Just another career criminal writer
Published 5:00 am Tuesday, June 25, 2013
LOS ANGELES — On a set so authentically dressed to resemble a boxing gym that you could almost smell the mildewed towels, a man on the floor was howling in pain as two burly-looking goons dragged him by the ankles. Anyone familiar with the work of Ann Biderman, the creator of the series being shot, “Ray Donovan,” would instantly recognize that the scene incorporated three of her favorite subjects: violence, Los Angeles and thugs.
“I seem to love writing about crime and tortured men,” said Biderman, whose “Southland,” a recently canceled drama about Los Angeles patrol officers and detectives, was beloved by critics and those in law enforcement for its unwavering realism.
But if “Southland” existed primarily in the bedraggled streets of Los Angeles’ east side, “Ray Donovan” which begins Sunday on Showtime, unfolds in neighborhoods of crazy excess like Malibu and Beverly Hills. The brusque title character (Liev Schreiber) specializes in cleaning up after celebrities — a dead girl found in an athlete’s bed, a closeted actor being blackmailed. Whether whispering orders into his cellphone or speeding across the city in his Mercedes, Donovan is constantly distracted by the needs of his wife and children, his two befuddled thug brothers and the looming threat of his dad (Jon Voight), a murderous ex-con trying to slither back into his old spot as family patriarch.

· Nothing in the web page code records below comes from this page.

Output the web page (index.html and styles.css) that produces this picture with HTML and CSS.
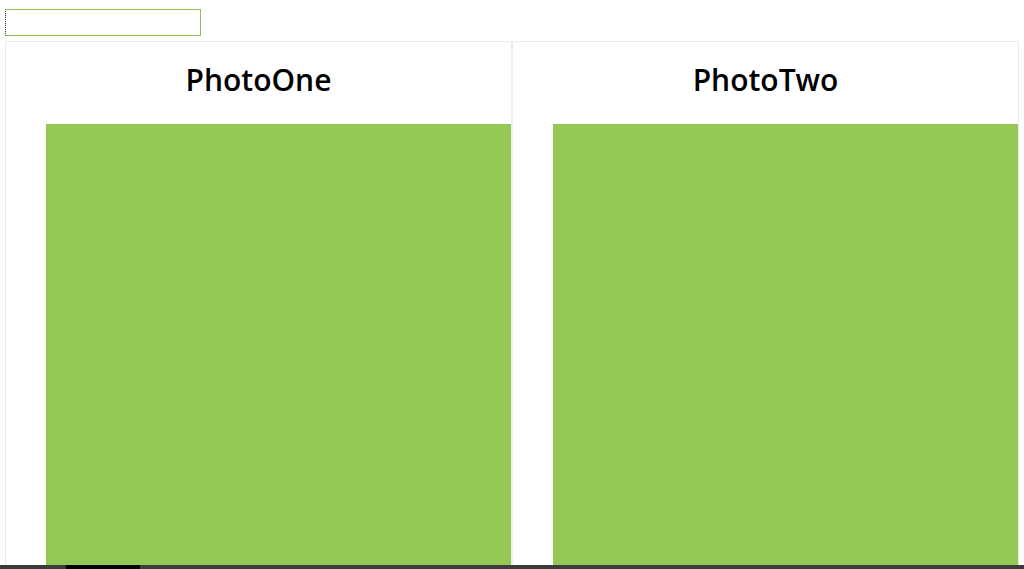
FILE: index.html
```html
<!DOCTYPE html>
<html>
<head>
<meta charset="utf-8">
<link rel="stylesheet" href="styles.css">
</head>
<body>
<div class="search"></div>
<div class="panels">
  <div class="panel panel-left">
    <h2 class="title">PhotoOne</h2>
    <div class="photo-wrap"><div class="photo"></div></div>
  </div>
  <div class="panel">
    <h2 class="title">PhotoTwo</h2>
    <div class="photo-wrap"><div class="photo"></div></div>
  </div>
</div>
<div class="scrollbar"><div class="thumb"></div></div>
</body>
</html>
```
FILE: styles.css
```css
html, body {
  margin: 0;
  padding: 0;
  background: #ffffff;
  overflow: hidden;
  font-family: "Open Sans", "Noto Sans", sans-serif;
}
.search {
  margin: 9px 0 0 5px;
  width: 196px;
  height: 27px;
  box-sizing: border-box;
  border: 1px solid #8cc350;
  border-left: 1px dotted #333;
}
.panels {
  margin: 5px 0 0 5px;
  width: 1014px;
  box-sizing: border-box;
  border: 1px solid #ebebeb;
  border-bottom: none;
  display: flex;
}
.panel {
  flex: 1;
  display: flex;
  flex-direction: column;
}
.panel-left {
  border-right: 2px solid #e9edf0;
}
.title {
  margin: 0;
  padding: 17px 0 24px;
  text-align: center;
  font-size: 30px;
  font-weight: 600;
  color: #000;
  line-height: normal;
}
.photo-wrap {
  padding-left: 40px;
}
.photo {
  height: 460px;
  background: #95c754;
}
.scrollbar {
  position: fixed;
  left: 0;
  right: 0;
  bottom: 0;
  height: 4px;
  background: #3b3b3b;
}
.thumb {
  margin-left: 66px;
  width: 74px;
  height: 4px;
  background: #000;
}
```
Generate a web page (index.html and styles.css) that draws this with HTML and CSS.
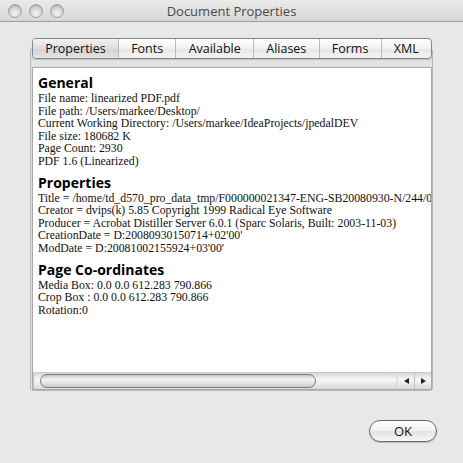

Biderman said she’d been thinking about placing a fixer at the center of a television series for years. But “Ray Donovan” was born when she decided to embed the character in an unruly working-class family shadowed by the sex abuse scandal in the Catholic Church. When asked why Los Angeles appealed to her as a setting, she wrinkled her brow. “Where else would it be?” she asked. “It’s a town I know.”
Judging from the familiar faces on the set last month, she knows a lot of people, too. They included the respected British character actor Eddie Marsan, who plays Ray’s brother, Terry, a retired pugilist fluttering with early onset Parkinson’s. The bespectacled gentleman peering closely at one of the camera monitors was the Oscar-nominated screenwriter Ron Nyswaner (“Philadelphia”), a writer and co-executive producer on “Ray Donovan.” Even the actor being hauled across the grimy floor of the boxing club has a pedigree: He’s the actor and playwright Michael Cristofer, who won a Pulitzer Prize for his play, “The Shadow Box.”
As for the star of the series, Schreiber’s brutish intensity has served him well on Broadway (he won a Tony for “Glengarry Glen Ross”), in indie films and as third leads in big-budget Hollywood movies like “Salt” and “X-Men Origins: Wolverine.” Starring on a television series was never part of the plan, he said, until he read the pilot script for “Ray Donovan” and then met with the persuasive Biderman.
“There’s something about the male subconscious that she gets really well,” Schreiber explained. “Every other group in the world has kind of progressed psychologically, spiritually and politically. The average man is still playing off a 19th century sense of honor, duty and that hunter-gatherer thing. And Ann gets that. She gets how displaced a lot of men feel, and the psychology of violence and sexuality and that we are desperate for an upgrade.”
Asked why she’s so good at writing about emotionally complicated men, Biderman said, “Other kids watched ‘Gigi,’ and I watched ‘The Detective.’” (It’s a 1968 Frank Sinatra movie.)
But maybe she’s also seen more than her fair share of such men. She was born in Miami, but when she was 8 her businessman father and free-spirit mother divorced and she moved with her mother to Manhattan and the legendary Chelsea Hotel. “Wildly bohemian,” is how Biderman described her mother, Peggy Biderman, who introduced her daughter to the world of film and avant-garde theater and a life swirling with musicians, artists and gifted wordsmiths like her mother’s longtime lover, the Beat poet Gregory Corso, whom she refers to as her “spiritual stepfather.”
Stability, financial or otherwise, was in short supply, however. When money was tight, they’d return to Miami. “We’d move into these little mafia hotels,” she said. “Lots of rough men, who worked on boats, lived there.”
After attending the University of Southern California’s film school, Biderman analyzed mountains of screenplays as a reader at United Artists in the mid-1970s and inadvertently got a crash course in story structure. Though she’d distinguish herself as the screenwriter of “Primal Fear,” “Public Enemies,” and “Copycat,” her first crack at television should have told her something: In the mid-’90s a brief stint at “NYPD Blue” won her an Emmy for best writing in a drama.
It was back in 2008 that Biderman was hired to create a series about police in Los Angeles. She devoted more than a half a year to riding along with a police gang unit. On her first night, the detectives left her alone with the body of a murder victim. “He was so young and had this huge tattoo across his chest that said ‘MARIA’S CHILD,’” Biderman said. That searing image made its way into the “Southland” pilot, which aired the next year.